Physicists also hope the collider will help them see and understand other suspected phenomena, such as dark matter and antimatter.

Physicists once thought protons and neutrons were the smallest components of the atom’s nucleus, but colliders showed they are made of quarks and gluons and that there are other forces and particles.

Should the Higgs boson fail to be detected, some physicists think the field will then become even more interesting, as they will be forced to revise Standard Model theory. 

The collider  took about 15 years to construct.

It is 4.5 times longer than the Tevatron in Chicago, once the largest particle accelerator, and has about 50 times more energy stored in its beams.

An estimated 10,000 people from 60 countries have helped design and build the accelerators and its massive particle detectors.

The LHC, which currently operates at 3.5 trillion electron volts will be upgraded in 2013 so that it can run at seven trillion volts, starting in 2014. 

In the Large Hadron Collider, high-energy protons in two counter-rotating beams are smashed together to search for exotic particles.

The beams contain billions of protons. Travelling just under the speed of light, they are guided by thousands of superconducting magnets.

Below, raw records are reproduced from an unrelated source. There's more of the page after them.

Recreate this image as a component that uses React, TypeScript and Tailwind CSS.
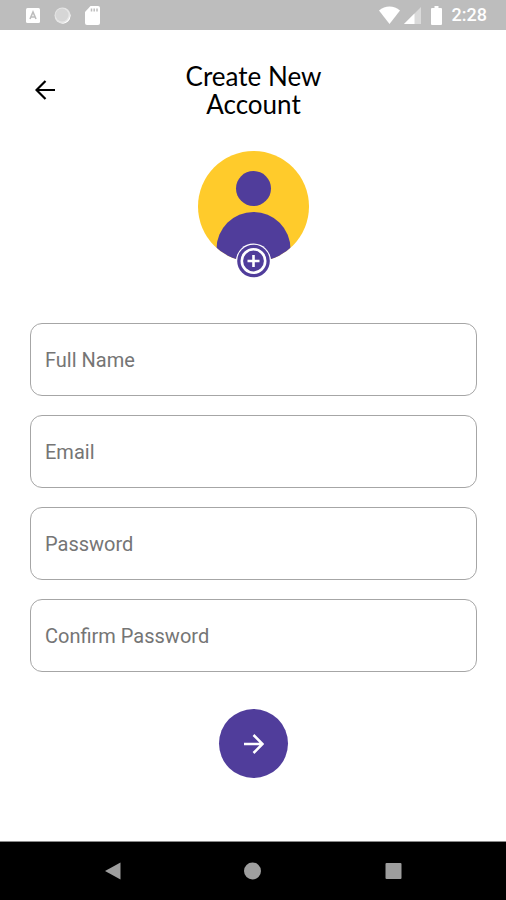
import { useState } from 'react';

interface Field {
  key: string;
  label: string;
  type: string;
}

const FIELDS: Field[] = [
  { key: 'fullName', label: 'Full Name', type: 'text' },
  { key: 'email', label: 'Email', type: 'email' },
  { key: 'password', label: 'Password', type: 'password' },
  { key: 'confirmPassword', label: 'Confirm Password', type: 'password' },
];

function StatusBar() {
  return (
    <div className="flex h-[30px] items-center justify-between bg-[#bdbdbd] pr-[19px] pl-[26px] text-white">
      <div className="flex items-center gap-3.5">
        <svg className="h-[15px] w-[14px]" viewBox="0 0 14 15">
          <rect width="14" height="15" rx="1.5" fill="#fff" />
          <path d="M4 11 7 4l3 7M5 9h4" fill="none" stroke="#bdbdbd" strokeWidth="1.6" />
        </svg>
        <svg className="h-[17px] w-[17px]" viewBox="0 0 17 17">
          <circle cx="8.5" cy="8.5" r="8" fill="#e6e6e6" />
          <path d="M16 6a8 8 0 0 1-10 10.2A9 9 0 0 0 16 6z" fill="#fff" />
          <circle cx="8" cy="8" r="6.5" fill="#d6d6d6" />
        </svg>
        <svg className="h-[19px] w-[15px]" viewBox="0 0 15 19">
          <path d="M5.5 0H13a2 2 0 0 1 2 2v15a2 2 0 0 1-2 2H2a2 2 0 0 1-2-2V6z" fill="#fff" />
          <path d="M6.5 2.5v3M9.2 2.5v3M12 2.5v3" stroke="#bdbdbd" strokeWidth="1.5" />
        </svg>
      </div>
      <div className="flex items-center">
        <svg className="h-[18px] w-[21px]" viewBox="0 0 21 18">
          <path d="M0 4.5C6-.8 15-.8 21 4.5L10.5 18z" fill="#fff" />
        </svg>
        <svg className="ml-1 h-[17px] w-[17px]" viewBox="0 0 17 17">
          <path d="M17 0v17H0z" fill="#dadada" />
          <path d="M10.5 6.5V17H0z" fill="#fff" />
        </svg>
        <svg className="ml-2.5 h-[19px] w-[11px]" viewBox="0 0 11 19">
          <path d="M3.5 0h4v2H10a1 1 0 0 1 1 1v15a1 1 0 0 1-1 1H1a1 1 0 0 1-1-1V3a1 1 0 0 1 1-1h2.5z" fill="#fff" />
        </svg>
        <span className="ml-2.5 text-lg leading-5 font-medium">2:28</span>
      </div>
    </div>
  );
}

function Avatar() {
  return (
    <svg className="h-[127px] w-[111px]" viewBox="0 0 111 127">
      <clipPath id="avatar-disc">
        <circle cx="55.5" cy="55.5" r="55.5" />
      </clipPath>
      <circle cx="55.5" cy="55.5" r="55.5" fill="#ffcb2b" />
      <g clipPath="url(#avatar-disc)" fill="#503d9b">
        <circle cx="55.5" cy="37.5" r="17.5" />
        <path d="M18.5 98a37 37 0 0 1 74 0v20h-74z" />
      </g>
      <circle cx="55.5" cy="110" r="17.5" fill="#fff" />
      <circle cx="55.5" cy="110" r="16.3" fill="#503d9b" />
      <circle cx="55.5" cy="110" r="11.7" fill="none" stroke="#fff" strokeWidth="2.6" />
      <path d="M55.5 104v12M49.5 110h12" stroke="#fff" strokeWidth="2.6" />
    </svg>
  );
}

function NavBar() {
  return (
    <nav className="flex h-[59px] items-center justify-around border-t border-[#8a8a8a] bg-black px-[42px]">
      <button aria-label="Back">
        <svg className="h-[18px] w-[17px]" viewBox="0 0 17 18"><path d="M1 9 16.500 0.500v17z" fill="#9e9e9e" /></svg>
      </button>
      <button aria-label="Home">
        <svg className="h-[18px] w-[17px]" viewBox="0 0 17 18"><circle cx="8.5" cy="9" r="8.5" fill="#9e9e9e" /></svg>
      </button>
      <button aria-label="Recent apps">
        <svg className="h-[18px] w-[17px]" viewBox="0 0 17 18"><rect x="0.5" y="1" width="16" height="16" rx="1" fill="#9e9e9e" /></svg>
      </button>
    </nav>
  );
}

export default function App() {
  const [values, setValues] = useState<Record<string, string>>({});

  return (
    <div className="flex min-h-screen flex-col bg-white font-['Roboto',sans-serif]">
      <StatusBar />

      <main className="flex-1 pt-8 pr-[29px] pb-8 pl-[30px]">
        <header className="grid grid-cols-[30px_1fr_30px] items-center">
          <button aria-label="Go back" className="flex h-[30px] items-center justify-center">
            <svg className="h-5 w-5" viewBox="0 0 20 20" fill="none" stroke="#000" strokeWidth="2.2">
              <path d="M20 10H2M10.5 1 1.5 10l9 9" />
            </svg>
          </button>
          <h1 className="mx-auto max-w-[160px] text-center font-['Lato',sans-serif] text-[26px] leading-7 text-black">
            Create New Account
          </h1>
        </header>

        <form onSubmit={e => e.preventDefault()}>
          <button type="button" aria-label="Add profile photo" className="mx-auto mt-[33px] block">
            <Avatar />
          </button>

          <div className="mt-[45px] flex flex-col gap-[19px]">
            {FIELDS.map(f => (
              <input
                key={f.key}
                type={f.type}
                aria-label={f.label}
                placeholder={f.label}
                value={values[f.key] ?? ''}
                onChange={e => setValues(v => ({ ...v, [f.key]: e.target.value }))}
                className="h-[73px] w-full rounded-xl border border-[#a6a6a6] px-3.5 text-xl text-gray-900 placeholder:text-[#757575]"
              />
            ))}
          </div>

          <button
            type="submit"
            aria-label="Continue"
            className="mx-auto mt-[37px] flex h-[69px] w-[69px] items-center justify-center rounded-full bg-[#503d9b]"
          >
            <svg className="h-5 w-5" viewBox="0 0 20 20" fill="none" stroke="#fff" strokeWidth="2.5">
              <path d="M0 10h18M9.5 1l9 9-9 9" />
            </svg>
          </button>
        </form>
      </main>

      <NavBar />
    </div>
  );
}
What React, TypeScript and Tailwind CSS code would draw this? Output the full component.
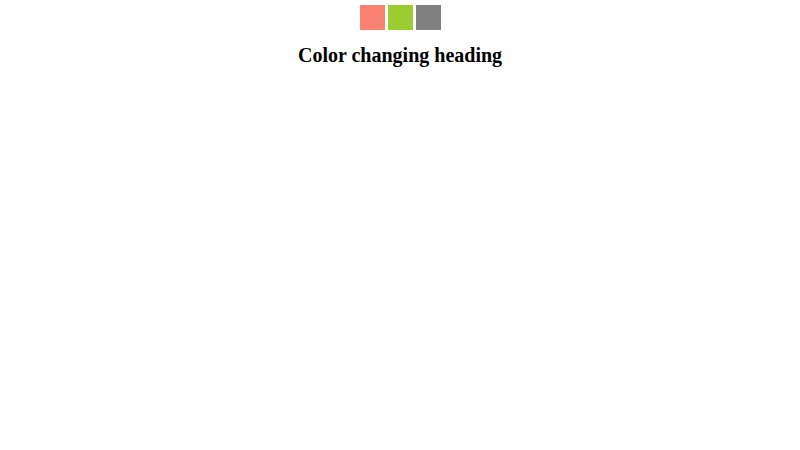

The beams usually move through two vacuum pipes, but at four points they collide in the hearts of the main experiments, known by their acronyms: ALICE, ATLAS, CMS, and LHCb.

When operational, the detectors see up to 600 million collision events per second, with the experiments scouring the data for signs of extremely rare events such as the creation of the so-called God particle, the yet-to-be-discovered Higgs boson.